EXERCISE PROMPT:
Copy the data below exactly, omitting any picture it contains.
>> start
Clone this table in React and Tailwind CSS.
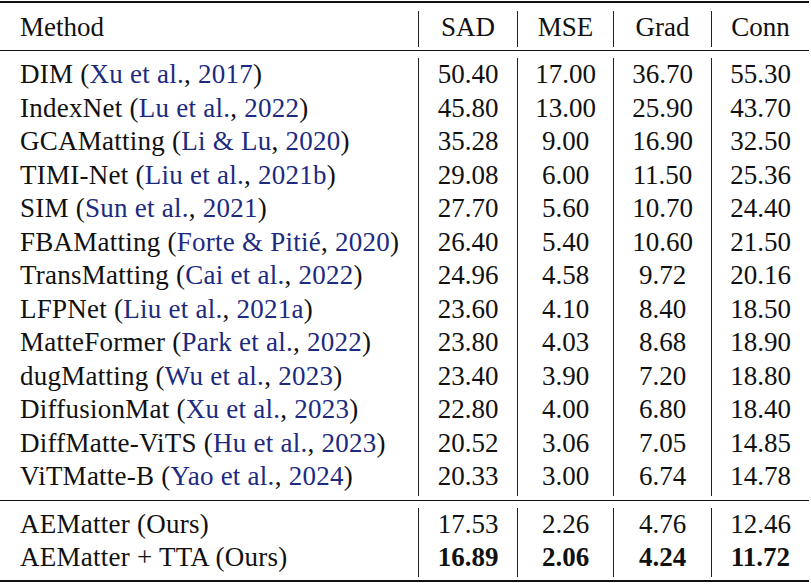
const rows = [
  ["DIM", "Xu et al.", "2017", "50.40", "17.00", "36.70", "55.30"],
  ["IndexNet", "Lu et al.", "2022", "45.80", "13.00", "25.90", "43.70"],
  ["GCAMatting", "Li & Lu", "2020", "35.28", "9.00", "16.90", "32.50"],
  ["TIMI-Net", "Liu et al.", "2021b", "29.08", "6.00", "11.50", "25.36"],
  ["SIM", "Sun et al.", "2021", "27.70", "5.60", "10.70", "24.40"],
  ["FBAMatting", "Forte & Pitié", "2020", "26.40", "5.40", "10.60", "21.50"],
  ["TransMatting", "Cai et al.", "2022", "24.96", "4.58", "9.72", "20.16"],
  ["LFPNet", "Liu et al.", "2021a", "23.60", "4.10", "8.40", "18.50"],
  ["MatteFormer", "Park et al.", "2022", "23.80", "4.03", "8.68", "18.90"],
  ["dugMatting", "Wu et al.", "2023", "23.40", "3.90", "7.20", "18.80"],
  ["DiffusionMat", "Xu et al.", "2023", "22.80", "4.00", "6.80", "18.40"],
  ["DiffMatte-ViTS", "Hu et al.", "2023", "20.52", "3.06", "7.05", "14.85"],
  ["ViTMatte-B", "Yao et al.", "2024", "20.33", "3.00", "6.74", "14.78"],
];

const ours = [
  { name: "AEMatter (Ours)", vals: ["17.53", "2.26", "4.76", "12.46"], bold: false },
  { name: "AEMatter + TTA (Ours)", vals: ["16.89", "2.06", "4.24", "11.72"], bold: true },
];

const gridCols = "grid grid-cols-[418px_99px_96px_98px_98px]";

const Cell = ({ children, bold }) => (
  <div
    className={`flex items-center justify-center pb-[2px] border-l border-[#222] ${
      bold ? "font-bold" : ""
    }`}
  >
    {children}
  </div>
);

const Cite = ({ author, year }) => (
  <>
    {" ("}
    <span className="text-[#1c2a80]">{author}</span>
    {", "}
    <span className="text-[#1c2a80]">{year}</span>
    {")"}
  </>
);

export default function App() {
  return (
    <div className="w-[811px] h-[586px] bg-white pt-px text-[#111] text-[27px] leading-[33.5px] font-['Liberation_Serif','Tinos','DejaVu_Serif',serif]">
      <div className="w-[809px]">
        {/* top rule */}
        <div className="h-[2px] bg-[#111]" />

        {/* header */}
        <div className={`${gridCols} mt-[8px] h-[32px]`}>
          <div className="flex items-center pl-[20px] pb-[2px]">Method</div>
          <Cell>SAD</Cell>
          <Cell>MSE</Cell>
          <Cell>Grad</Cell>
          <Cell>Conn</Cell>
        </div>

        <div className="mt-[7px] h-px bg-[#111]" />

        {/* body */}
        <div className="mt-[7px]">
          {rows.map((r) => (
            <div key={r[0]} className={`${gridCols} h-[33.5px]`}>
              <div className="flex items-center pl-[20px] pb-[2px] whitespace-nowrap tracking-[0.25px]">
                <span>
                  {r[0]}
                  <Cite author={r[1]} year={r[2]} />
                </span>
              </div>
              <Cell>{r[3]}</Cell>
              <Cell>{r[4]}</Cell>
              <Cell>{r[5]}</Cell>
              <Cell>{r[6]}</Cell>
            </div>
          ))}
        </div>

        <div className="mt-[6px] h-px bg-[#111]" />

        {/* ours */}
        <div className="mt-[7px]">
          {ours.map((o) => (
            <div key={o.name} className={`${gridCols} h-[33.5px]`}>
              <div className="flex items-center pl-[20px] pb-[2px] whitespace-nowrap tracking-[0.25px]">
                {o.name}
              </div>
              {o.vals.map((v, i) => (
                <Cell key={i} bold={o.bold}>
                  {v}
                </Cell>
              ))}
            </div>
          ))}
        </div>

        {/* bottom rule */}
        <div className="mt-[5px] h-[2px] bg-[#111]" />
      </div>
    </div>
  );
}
>> end
FINISHED ANSWER:
Clone this table in React and Tailwind CSS.
const rows = [
  ["DIM", "Xu et al.", "2017", "50.40", "17.00", "36.70", "55.30"],
  ["IndexNet", "Lu et al.", "2022", "45.80", "13.00", "25.90", "43.70"],
  ["GCAMatting", "Li & Lu", "2020", "35.28", "9.00", "16.90", "32.50"],
  ["TIMI-Net", "Liu et al.", "2021b", "29.08", "6.00", "11.50", "25.36"],
  ["SIM", "Sun et al.", "2021", "27.70", "5.60", "10.70", "24.40"],
  ["FBAMatting", "Forte & Pitié", "2020", "26.40", "5.40", "10.60", "21.50"],
  ["TransMatting", "Cai et al.", "2022", "24.96", "4.58", "9.72", "20.16"],
  ["LFPNet", "Liu et al.", "2021a", "23.60", "4.10", "8.40", "18.50"],
  ["MatteFormer", "Park et al.", "2022", "23.80", "4.03", "8.68", "18.90"],
  ["dugMatting", "Wu et al.", "2023", "23.40", "3.90", "7.20", "18.80"],
  ["DiffusionMat", "Xu et al.", "2023", "22.80", "4.00", "6.80", "18.40"],
  ["DiffMatte-ViTS", "Hu et al.", "2023", "20.52", "3.06", "7.05", "14.85"],
  ["ViTMatte-B", "Yao et al.", "2024", "20.33", "3.00", "6.74", "14.78"],
];

const ours = [
  { name: "AEMatter (Ours)", vals: ["17.53", "2.26", "4.76", "12.46"], bold: false },
  { name: "AEMatter + TTA (Ours)", vals: ["16.89", "2.06", "4.24", "11.72"], bold: true },
];

const gridCols = "grid grid-cols-[418px_99px_96px_98px_98px]";

const Cell = ({ children, bold }) => (
  <div
    className={`flex items-center justify-center pb-[2px] border-l border-[#222] ${
      bold ? "font-bold" : ""
    }`}
  >
    {children}
  </div>
);

const Cite = ({ author, year }) => (
  <>
    {" ("}
    <span className="text-[#1c2a80]">{author}</span>
    {", "}
    <span className="text-[#1c2a80]">{year}</span>
    {")"}
  </>
);

export default function App() {
  return (
    <div className="w-[811px] h-[586px] bg-white pt-px text-[#111] text-[27px] leading-[33.5px] font-['Liberation_Serif','Tinos','DejaVu_Serif',serif]">
      <div className="w-[809px]">
        {/* top rule */}
        <div className="h-[2px] bg-[#111]" />

        {/* header */}
        <div className={`${gridCols} mt-[8px] h-[32px]`}>
          <div className="flex items-center pl-[20px] pb-[2px]">Method</div>
          <Cell>SAD</Cell>
          <Cell>MSE</Cell>
          <Cell>Grad</Cell>
          <Cell>Conn</Cell>
        </div>

        <div className="mt-[7px] h-px bg-[#111]" />

        {/* body */}
        <div className="mt-[7px]">
          {rows.map((r) => (
            <div key={r[0]} className={`${gridCols} h-[33.5px]`}>
              <div className="flex items-center pl-[20px] pb-[2px] whitespace-nowrap tracking-[0.25px]">
                <span>
                  {r[0]}
                  <Cite author={r[1]} year={r[2]} />
                </span>
              </div>
              <Cell>{r[3]}</Cell>
              <Cell>{r[4]}</Cell>
              <Cell>{r[5]}</Cell>
              <Cell>{r[6]}</Cell>
            </div>
          ))}
        </div>

        <div className="mt-[6px] h-px bg-[#111]" />

        {/* ours */}
        <div className="mt-[7px]">
          {ours.map((o) => (
            <div key={o.name} className={`${gridCols} h-[33.5px]`}>
              <div className="flex items-center pl-[20px] pb-[2px] whitespace-nowrap tracking-[0.25px]">
                {o.name}
              </div>
              {o.vals.map((v, i) => (
                <Cell key={i} bold={o.bold}>
                  {v}
                </Cell>
              ))}
            </div>
          ))}
        </div>

        {/* bottom rule */}
        <div className="mt-[5px] h-[2px] bg-[#111]" />
      </div>
    </div>
  );
}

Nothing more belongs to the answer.